What the task requires — Find the word "this" in the records below. List each line containing it.

───

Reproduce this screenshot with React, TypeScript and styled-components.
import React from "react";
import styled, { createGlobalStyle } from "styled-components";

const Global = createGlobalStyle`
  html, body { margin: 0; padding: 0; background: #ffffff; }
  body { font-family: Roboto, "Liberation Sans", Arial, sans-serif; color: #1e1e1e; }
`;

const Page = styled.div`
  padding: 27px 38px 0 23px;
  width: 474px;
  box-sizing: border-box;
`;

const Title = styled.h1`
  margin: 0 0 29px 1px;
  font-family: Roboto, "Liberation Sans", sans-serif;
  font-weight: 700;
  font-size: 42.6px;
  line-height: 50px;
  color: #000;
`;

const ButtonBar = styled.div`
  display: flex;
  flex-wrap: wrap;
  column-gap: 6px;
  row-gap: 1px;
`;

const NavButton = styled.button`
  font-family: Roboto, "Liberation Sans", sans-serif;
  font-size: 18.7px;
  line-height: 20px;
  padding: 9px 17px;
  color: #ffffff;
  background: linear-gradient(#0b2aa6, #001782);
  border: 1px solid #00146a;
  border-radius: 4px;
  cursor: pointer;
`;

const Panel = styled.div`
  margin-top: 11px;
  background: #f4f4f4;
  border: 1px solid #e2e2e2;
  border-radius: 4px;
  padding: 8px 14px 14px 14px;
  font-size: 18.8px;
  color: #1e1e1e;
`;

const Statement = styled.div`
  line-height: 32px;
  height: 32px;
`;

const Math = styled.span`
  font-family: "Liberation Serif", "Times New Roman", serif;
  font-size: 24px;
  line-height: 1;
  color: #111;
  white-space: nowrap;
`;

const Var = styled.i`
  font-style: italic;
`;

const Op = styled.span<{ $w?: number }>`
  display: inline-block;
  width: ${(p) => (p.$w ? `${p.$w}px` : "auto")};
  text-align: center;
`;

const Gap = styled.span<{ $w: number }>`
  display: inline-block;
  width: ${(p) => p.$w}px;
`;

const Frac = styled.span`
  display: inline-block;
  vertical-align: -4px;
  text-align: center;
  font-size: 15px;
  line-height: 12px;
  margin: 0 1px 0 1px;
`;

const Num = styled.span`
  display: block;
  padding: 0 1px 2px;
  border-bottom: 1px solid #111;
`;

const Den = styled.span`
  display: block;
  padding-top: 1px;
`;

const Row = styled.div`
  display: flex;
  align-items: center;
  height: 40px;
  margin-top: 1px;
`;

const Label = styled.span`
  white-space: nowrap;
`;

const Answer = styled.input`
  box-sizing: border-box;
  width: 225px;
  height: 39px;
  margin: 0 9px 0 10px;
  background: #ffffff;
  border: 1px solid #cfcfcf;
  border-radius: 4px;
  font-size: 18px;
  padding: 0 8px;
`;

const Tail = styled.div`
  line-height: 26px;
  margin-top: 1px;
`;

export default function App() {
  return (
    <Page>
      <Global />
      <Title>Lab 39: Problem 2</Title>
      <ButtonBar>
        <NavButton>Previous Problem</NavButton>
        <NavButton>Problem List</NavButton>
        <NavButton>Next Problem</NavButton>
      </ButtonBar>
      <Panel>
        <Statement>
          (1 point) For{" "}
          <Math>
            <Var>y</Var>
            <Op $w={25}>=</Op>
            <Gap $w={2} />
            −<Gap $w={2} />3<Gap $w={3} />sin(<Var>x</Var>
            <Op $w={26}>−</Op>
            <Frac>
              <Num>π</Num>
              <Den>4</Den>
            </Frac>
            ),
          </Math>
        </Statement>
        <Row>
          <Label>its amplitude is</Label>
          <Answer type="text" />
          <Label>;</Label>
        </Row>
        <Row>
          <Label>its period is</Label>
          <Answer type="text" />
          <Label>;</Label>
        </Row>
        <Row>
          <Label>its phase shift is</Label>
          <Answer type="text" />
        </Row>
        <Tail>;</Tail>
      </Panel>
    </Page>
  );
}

───

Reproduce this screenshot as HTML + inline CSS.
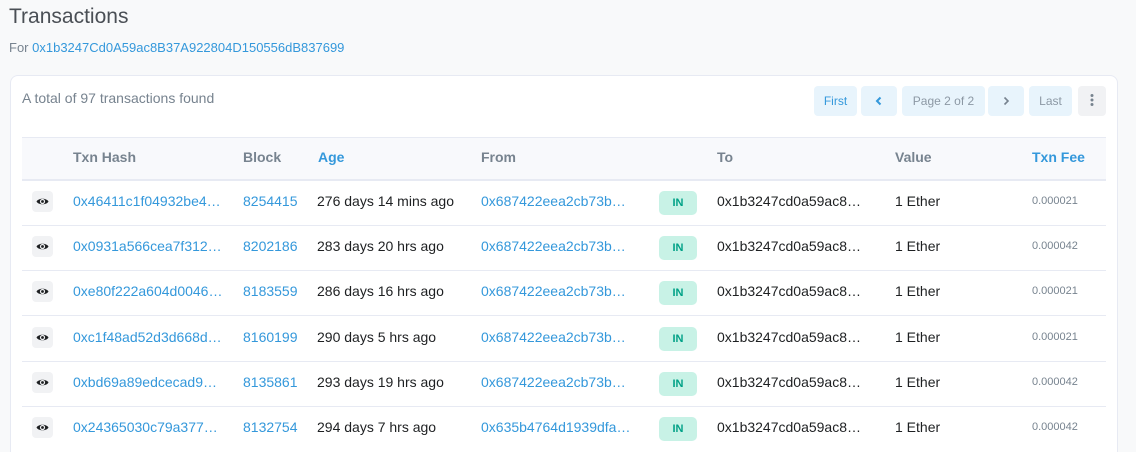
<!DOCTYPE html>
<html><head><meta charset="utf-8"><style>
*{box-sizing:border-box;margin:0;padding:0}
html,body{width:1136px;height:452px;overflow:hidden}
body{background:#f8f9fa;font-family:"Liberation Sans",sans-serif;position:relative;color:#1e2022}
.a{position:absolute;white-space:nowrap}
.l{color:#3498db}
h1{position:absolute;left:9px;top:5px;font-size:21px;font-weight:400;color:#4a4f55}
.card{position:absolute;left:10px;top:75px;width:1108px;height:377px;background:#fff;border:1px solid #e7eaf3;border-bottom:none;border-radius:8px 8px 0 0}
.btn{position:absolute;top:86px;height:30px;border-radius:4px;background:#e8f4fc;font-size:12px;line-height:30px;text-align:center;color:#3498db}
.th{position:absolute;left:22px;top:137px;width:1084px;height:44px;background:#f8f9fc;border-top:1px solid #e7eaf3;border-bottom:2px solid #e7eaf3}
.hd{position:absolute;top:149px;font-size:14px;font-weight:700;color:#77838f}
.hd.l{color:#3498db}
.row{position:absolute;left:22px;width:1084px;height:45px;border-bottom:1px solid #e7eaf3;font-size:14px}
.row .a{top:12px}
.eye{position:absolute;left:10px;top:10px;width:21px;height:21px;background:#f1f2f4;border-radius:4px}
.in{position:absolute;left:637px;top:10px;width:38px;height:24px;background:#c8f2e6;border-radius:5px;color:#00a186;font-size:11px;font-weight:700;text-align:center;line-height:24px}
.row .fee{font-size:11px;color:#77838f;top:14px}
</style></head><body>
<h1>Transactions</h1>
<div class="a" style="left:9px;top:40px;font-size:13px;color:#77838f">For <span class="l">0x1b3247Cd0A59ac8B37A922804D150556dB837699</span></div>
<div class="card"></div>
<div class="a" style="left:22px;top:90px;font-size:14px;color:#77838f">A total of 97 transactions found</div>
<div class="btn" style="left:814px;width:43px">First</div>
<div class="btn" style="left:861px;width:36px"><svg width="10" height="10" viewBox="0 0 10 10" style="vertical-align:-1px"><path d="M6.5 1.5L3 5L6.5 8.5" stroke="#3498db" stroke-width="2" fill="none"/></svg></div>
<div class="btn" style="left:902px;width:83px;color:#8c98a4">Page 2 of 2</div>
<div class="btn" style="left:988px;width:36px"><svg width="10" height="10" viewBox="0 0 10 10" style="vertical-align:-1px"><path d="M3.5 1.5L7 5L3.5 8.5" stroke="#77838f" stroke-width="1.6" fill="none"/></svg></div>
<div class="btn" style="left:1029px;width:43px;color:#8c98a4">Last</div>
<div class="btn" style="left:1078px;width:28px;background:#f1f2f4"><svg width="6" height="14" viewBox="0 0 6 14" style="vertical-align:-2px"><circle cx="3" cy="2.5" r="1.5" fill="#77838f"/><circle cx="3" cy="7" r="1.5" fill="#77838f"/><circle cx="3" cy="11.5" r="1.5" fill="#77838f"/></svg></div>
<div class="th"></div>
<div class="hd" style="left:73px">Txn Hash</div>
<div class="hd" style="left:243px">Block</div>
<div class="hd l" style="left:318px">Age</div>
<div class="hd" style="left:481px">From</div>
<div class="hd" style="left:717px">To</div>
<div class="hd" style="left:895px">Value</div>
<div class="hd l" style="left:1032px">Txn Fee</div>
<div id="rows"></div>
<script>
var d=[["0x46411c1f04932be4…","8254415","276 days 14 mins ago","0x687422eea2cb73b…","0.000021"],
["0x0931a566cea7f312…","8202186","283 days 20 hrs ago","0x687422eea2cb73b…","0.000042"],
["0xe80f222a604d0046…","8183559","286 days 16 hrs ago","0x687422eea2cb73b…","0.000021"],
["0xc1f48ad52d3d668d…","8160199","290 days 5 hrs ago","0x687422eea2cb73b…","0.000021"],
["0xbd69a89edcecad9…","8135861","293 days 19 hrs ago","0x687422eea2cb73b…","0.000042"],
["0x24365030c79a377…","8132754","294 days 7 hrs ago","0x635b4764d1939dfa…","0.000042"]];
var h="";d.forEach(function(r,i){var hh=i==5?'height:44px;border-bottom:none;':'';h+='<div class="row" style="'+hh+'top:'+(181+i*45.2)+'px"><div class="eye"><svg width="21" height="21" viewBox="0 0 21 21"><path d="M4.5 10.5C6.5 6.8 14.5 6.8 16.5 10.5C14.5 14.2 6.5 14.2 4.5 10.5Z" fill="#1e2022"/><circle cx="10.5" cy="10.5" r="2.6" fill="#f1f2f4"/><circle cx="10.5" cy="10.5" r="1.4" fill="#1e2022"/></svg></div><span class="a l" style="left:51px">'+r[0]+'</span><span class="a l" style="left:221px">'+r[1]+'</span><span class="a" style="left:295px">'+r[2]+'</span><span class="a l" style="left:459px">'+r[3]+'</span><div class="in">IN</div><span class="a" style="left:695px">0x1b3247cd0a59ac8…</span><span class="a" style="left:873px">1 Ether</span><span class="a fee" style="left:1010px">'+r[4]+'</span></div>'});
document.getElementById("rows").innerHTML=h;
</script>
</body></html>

───

Correct result —
Reproduce this screenshot with React, TypeScript and styled-components.
Reproduce this screenshot as HTML + inline CSS.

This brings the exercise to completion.